Using the records that follow, copy every line containing the word "React".
— START OF Entries —
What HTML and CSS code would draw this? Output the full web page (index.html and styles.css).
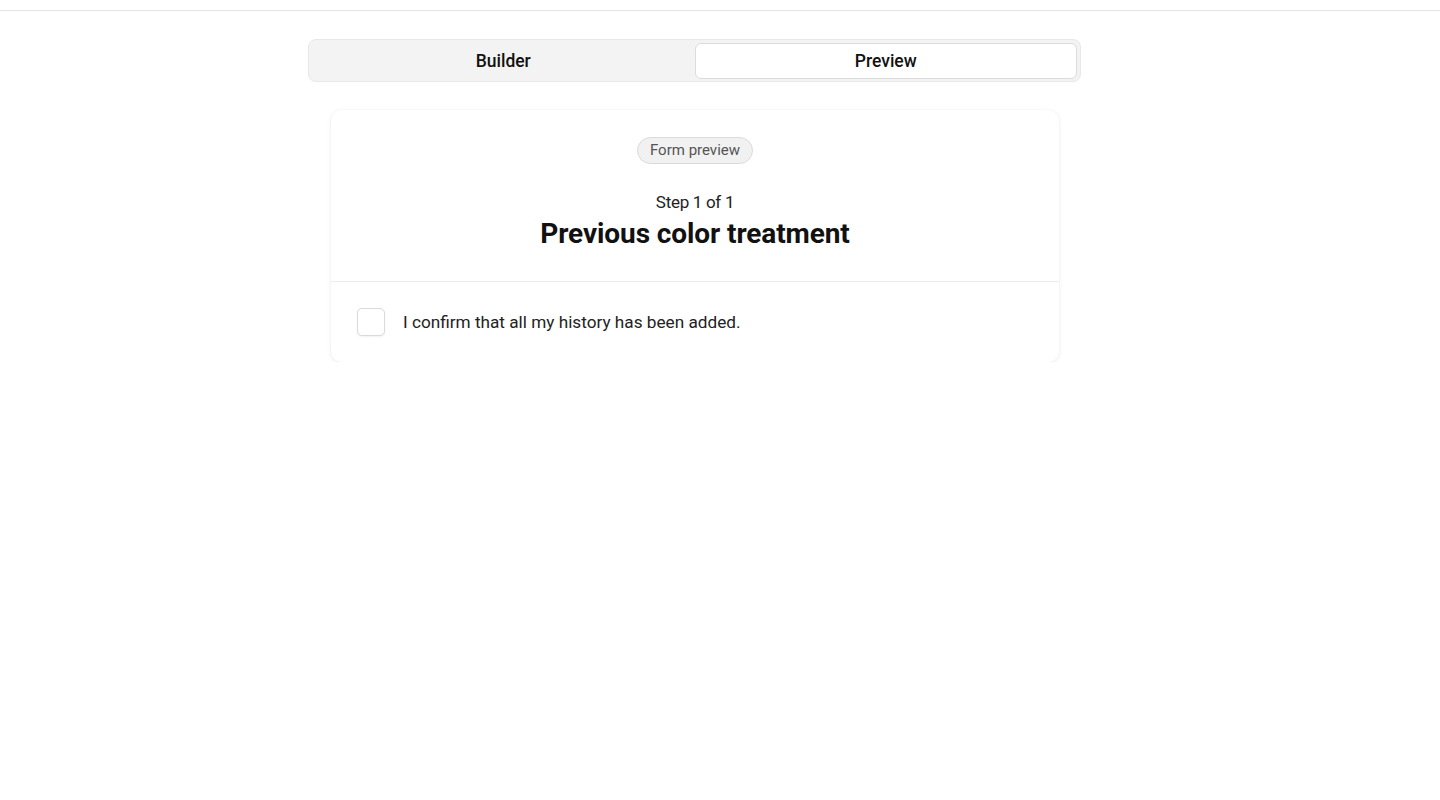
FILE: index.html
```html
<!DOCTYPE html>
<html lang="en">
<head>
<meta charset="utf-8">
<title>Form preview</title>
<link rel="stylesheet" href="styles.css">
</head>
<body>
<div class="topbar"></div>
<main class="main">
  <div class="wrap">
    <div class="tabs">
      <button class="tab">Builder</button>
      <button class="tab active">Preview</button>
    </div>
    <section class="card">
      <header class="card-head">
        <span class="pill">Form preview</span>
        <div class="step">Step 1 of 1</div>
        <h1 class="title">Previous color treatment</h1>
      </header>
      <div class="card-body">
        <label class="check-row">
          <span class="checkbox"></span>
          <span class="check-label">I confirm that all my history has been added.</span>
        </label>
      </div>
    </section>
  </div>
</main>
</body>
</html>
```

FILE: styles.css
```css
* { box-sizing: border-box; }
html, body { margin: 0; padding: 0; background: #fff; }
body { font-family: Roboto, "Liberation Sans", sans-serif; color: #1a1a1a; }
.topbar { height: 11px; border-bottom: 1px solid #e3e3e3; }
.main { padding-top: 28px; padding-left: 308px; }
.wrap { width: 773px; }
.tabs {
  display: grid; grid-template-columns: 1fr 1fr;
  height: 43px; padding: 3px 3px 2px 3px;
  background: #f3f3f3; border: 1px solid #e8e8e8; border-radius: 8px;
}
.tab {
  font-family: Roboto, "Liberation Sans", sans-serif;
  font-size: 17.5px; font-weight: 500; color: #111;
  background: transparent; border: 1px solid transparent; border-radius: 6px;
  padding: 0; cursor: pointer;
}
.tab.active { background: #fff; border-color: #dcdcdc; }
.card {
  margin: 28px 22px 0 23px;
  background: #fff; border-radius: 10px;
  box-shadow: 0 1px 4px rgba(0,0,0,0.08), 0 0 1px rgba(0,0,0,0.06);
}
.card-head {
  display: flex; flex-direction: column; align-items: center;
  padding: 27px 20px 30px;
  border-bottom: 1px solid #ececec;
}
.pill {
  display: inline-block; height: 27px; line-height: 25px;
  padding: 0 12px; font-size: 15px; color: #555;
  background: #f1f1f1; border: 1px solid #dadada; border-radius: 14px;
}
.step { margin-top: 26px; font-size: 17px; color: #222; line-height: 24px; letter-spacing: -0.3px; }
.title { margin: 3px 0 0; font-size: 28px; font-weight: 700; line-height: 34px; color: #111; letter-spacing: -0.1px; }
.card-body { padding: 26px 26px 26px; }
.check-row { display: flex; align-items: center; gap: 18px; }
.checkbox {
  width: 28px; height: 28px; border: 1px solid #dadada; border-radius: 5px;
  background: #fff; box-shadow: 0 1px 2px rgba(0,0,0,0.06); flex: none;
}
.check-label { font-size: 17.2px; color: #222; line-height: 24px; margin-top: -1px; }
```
— END OF Entries —
— START OF Entries —
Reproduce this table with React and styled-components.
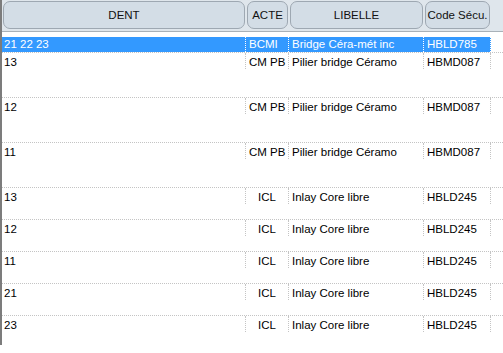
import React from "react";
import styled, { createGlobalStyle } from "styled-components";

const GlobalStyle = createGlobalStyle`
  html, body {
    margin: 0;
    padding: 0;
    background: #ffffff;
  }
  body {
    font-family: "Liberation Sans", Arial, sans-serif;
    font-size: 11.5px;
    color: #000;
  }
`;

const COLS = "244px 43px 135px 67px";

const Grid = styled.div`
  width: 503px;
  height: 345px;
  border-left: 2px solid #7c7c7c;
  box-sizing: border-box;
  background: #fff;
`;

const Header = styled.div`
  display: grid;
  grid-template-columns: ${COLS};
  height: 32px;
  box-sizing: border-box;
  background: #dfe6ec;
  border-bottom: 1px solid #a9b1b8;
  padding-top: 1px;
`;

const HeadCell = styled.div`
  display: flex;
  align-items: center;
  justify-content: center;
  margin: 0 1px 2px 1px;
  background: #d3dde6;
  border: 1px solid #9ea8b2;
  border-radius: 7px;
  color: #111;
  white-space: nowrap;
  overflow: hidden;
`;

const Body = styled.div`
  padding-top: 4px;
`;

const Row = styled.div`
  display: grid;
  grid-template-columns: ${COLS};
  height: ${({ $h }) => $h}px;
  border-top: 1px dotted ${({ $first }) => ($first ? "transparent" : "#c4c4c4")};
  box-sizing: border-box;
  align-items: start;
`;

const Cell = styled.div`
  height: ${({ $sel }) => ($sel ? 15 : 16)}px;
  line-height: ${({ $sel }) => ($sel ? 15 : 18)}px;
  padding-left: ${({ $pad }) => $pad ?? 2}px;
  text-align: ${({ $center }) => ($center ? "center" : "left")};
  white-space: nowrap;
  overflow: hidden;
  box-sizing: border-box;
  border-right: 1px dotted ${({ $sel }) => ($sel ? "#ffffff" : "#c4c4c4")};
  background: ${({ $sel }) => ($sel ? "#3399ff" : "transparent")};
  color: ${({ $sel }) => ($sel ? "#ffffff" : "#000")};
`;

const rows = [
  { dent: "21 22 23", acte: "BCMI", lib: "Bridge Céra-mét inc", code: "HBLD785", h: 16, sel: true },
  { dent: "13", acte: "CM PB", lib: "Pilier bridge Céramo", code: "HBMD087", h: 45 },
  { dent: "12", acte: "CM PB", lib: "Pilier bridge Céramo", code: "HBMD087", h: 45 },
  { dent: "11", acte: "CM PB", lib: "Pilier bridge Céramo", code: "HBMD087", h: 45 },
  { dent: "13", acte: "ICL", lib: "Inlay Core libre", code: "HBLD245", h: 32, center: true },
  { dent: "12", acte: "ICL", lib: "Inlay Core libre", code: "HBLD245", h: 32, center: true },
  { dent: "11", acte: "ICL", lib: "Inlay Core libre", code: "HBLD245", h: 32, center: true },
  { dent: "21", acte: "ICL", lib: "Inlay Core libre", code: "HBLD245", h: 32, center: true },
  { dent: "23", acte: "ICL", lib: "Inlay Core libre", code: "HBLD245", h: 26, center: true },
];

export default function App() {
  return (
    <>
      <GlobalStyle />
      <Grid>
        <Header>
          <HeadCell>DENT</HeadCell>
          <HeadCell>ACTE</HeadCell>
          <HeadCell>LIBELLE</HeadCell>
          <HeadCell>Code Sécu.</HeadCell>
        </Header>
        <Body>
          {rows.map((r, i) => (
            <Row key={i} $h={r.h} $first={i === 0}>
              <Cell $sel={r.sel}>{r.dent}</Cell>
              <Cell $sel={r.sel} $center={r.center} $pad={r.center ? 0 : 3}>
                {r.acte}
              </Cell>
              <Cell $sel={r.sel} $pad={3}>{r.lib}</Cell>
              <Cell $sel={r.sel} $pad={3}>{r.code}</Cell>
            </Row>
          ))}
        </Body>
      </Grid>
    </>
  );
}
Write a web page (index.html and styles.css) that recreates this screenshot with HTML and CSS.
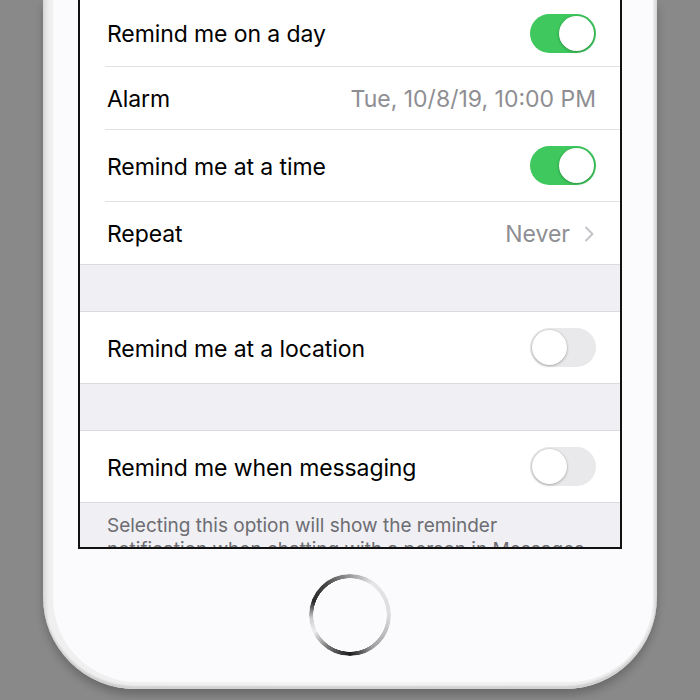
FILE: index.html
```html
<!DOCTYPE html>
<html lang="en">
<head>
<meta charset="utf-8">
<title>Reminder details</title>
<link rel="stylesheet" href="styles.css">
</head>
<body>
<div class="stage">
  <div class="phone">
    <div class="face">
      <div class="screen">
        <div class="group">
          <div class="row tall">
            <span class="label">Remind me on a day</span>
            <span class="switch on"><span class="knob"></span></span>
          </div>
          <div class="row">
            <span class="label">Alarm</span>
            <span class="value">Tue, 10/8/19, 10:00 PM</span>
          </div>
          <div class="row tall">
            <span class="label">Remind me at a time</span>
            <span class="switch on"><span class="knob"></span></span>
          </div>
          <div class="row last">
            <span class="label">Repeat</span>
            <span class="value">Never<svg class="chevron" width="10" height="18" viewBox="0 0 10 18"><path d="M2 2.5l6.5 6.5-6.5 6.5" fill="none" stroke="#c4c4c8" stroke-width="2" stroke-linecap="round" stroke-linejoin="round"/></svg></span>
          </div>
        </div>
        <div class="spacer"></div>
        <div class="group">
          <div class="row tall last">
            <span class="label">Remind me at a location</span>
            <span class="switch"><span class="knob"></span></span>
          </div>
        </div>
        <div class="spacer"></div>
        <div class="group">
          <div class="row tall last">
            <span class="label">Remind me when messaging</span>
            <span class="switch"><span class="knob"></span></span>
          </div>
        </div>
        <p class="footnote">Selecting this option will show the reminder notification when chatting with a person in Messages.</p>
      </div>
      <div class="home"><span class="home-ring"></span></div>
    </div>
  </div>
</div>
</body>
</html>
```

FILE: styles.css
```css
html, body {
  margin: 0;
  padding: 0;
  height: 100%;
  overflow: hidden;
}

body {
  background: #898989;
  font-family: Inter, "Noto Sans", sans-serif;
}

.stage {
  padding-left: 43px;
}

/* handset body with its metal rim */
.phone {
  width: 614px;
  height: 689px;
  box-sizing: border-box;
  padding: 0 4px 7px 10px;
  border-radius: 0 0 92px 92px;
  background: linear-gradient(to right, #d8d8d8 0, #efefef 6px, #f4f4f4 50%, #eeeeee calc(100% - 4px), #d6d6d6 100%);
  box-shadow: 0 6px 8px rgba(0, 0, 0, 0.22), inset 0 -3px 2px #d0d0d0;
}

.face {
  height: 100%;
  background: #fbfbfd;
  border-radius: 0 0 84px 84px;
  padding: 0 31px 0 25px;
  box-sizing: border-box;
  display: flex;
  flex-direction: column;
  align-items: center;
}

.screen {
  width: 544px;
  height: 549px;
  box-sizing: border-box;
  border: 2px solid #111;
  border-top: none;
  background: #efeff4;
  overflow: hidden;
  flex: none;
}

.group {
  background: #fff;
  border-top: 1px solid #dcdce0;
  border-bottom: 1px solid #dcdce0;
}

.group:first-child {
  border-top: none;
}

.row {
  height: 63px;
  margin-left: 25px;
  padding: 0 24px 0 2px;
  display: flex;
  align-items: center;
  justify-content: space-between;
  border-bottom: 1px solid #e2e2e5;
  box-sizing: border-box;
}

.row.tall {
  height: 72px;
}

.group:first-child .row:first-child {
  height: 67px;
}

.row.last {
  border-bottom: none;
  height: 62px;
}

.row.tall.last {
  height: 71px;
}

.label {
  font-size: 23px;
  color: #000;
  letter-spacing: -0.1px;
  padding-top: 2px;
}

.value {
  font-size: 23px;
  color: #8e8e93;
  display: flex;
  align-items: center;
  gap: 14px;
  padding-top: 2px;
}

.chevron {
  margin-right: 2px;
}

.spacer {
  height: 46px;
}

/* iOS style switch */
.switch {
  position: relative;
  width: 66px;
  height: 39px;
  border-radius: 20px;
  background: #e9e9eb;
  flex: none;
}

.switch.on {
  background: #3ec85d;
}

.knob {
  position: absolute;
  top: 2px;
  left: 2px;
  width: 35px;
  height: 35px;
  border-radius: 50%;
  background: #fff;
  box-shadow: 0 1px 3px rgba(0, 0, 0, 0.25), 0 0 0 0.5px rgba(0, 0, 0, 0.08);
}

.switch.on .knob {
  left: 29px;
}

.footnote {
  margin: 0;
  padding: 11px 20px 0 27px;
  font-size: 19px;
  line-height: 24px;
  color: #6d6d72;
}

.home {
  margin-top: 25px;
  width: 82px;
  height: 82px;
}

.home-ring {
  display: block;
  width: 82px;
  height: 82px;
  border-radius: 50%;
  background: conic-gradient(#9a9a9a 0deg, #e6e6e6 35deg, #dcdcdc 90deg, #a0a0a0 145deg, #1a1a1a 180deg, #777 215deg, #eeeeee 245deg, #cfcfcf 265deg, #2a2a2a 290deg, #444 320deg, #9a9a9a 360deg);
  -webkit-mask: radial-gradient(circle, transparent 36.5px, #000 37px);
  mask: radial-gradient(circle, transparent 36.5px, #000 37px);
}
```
— END OF Entries —
— START OF Entries —
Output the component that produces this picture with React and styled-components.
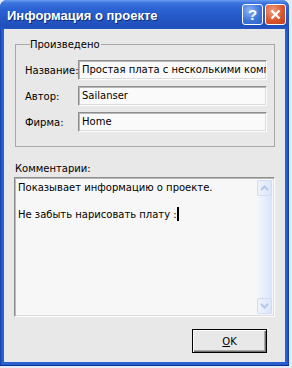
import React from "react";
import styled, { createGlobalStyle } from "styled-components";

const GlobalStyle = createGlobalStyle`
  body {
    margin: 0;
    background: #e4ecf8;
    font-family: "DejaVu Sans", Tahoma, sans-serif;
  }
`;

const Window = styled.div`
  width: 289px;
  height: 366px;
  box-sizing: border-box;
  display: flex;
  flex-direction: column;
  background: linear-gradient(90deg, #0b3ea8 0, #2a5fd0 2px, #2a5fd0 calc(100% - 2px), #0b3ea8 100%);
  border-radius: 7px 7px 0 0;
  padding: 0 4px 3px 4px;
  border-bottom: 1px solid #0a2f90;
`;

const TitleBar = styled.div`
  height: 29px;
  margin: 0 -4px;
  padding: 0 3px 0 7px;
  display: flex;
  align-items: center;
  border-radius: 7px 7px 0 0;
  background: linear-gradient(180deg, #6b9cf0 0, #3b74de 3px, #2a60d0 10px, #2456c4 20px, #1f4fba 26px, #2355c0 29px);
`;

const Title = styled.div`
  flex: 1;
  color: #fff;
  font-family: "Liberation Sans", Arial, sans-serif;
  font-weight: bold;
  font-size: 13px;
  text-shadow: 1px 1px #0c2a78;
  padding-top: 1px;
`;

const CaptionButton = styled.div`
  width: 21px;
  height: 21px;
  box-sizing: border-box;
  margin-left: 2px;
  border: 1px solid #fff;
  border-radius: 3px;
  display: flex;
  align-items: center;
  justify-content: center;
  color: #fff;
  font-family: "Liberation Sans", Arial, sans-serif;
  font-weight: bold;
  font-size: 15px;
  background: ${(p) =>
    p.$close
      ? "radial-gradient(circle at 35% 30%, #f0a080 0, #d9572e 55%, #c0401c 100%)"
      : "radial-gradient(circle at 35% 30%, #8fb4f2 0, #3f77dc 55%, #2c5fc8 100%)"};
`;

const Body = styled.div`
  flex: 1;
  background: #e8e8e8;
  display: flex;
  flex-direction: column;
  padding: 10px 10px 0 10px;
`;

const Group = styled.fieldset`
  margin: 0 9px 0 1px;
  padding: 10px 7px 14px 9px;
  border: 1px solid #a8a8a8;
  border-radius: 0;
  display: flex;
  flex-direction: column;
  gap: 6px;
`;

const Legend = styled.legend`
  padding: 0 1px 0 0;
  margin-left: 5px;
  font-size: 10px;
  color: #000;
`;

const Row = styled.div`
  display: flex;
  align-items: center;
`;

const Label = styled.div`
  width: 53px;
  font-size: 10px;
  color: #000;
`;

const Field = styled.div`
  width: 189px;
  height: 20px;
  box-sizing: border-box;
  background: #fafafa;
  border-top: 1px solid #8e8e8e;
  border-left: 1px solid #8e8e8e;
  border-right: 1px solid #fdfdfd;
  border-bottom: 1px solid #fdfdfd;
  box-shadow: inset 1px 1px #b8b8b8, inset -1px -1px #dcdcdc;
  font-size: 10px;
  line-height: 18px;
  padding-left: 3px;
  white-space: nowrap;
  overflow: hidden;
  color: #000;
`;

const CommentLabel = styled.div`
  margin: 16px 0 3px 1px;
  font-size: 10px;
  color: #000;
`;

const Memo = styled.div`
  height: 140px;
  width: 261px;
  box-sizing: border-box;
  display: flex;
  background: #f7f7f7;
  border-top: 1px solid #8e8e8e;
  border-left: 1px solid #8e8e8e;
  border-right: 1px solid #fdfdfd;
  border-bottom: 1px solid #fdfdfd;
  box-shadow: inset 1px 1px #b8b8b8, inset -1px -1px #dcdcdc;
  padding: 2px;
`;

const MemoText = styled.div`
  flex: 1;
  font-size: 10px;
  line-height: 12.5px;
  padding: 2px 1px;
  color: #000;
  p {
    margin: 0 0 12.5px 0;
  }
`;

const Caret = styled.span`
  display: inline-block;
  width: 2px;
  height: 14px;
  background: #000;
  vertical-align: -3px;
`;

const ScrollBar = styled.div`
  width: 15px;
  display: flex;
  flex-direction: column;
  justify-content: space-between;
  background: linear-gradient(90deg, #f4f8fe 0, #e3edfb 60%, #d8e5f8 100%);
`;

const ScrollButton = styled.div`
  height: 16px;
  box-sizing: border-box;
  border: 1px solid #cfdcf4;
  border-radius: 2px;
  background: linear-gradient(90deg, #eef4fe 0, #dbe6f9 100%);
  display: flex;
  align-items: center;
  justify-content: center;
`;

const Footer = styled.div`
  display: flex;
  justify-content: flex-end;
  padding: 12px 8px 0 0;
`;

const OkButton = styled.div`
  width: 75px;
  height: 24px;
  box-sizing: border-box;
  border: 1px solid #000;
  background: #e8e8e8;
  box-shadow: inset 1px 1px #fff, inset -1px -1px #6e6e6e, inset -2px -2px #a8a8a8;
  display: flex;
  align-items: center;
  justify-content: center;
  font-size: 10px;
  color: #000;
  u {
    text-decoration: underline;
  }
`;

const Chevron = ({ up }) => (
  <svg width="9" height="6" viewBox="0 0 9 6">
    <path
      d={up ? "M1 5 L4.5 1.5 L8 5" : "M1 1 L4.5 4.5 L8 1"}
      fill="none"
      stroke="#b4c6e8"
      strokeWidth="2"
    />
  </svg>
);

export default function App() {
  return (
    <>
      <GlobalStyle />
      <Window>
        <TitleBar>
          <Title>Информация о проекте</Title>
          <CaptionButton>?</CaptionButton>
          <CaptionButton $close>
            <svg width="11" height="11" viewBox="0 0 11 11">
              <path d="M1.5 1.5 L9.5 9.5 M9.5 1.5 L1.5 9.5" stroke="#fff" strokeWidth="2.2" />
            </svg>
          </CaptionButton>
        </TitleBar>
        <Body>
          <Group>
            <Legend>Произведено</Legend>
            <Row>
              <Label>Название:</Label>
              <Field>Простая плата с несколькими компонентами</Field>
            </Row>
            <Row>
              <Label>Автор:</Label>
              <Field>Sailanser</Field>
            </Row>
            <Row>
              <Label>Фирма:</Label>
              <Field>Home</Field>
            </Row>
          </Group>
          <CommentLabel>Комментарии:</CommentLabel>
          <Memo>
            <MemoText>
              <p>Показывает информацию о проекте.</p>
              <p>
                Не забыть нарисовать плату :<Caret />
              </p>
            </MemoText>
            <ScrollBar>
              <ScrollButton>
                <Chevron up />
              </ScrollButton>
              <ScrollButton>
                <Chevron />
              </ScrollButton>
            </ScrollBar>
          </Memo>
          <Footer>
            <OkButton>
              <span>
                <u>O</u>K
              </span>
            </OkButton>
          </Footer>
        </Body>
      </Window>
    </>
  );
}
— END OF Entries —
-- Response --
Reproduce this table with React and styled-components.
import React from "react";
Output the component that produces this picture with React and styled-components.
import React from "react";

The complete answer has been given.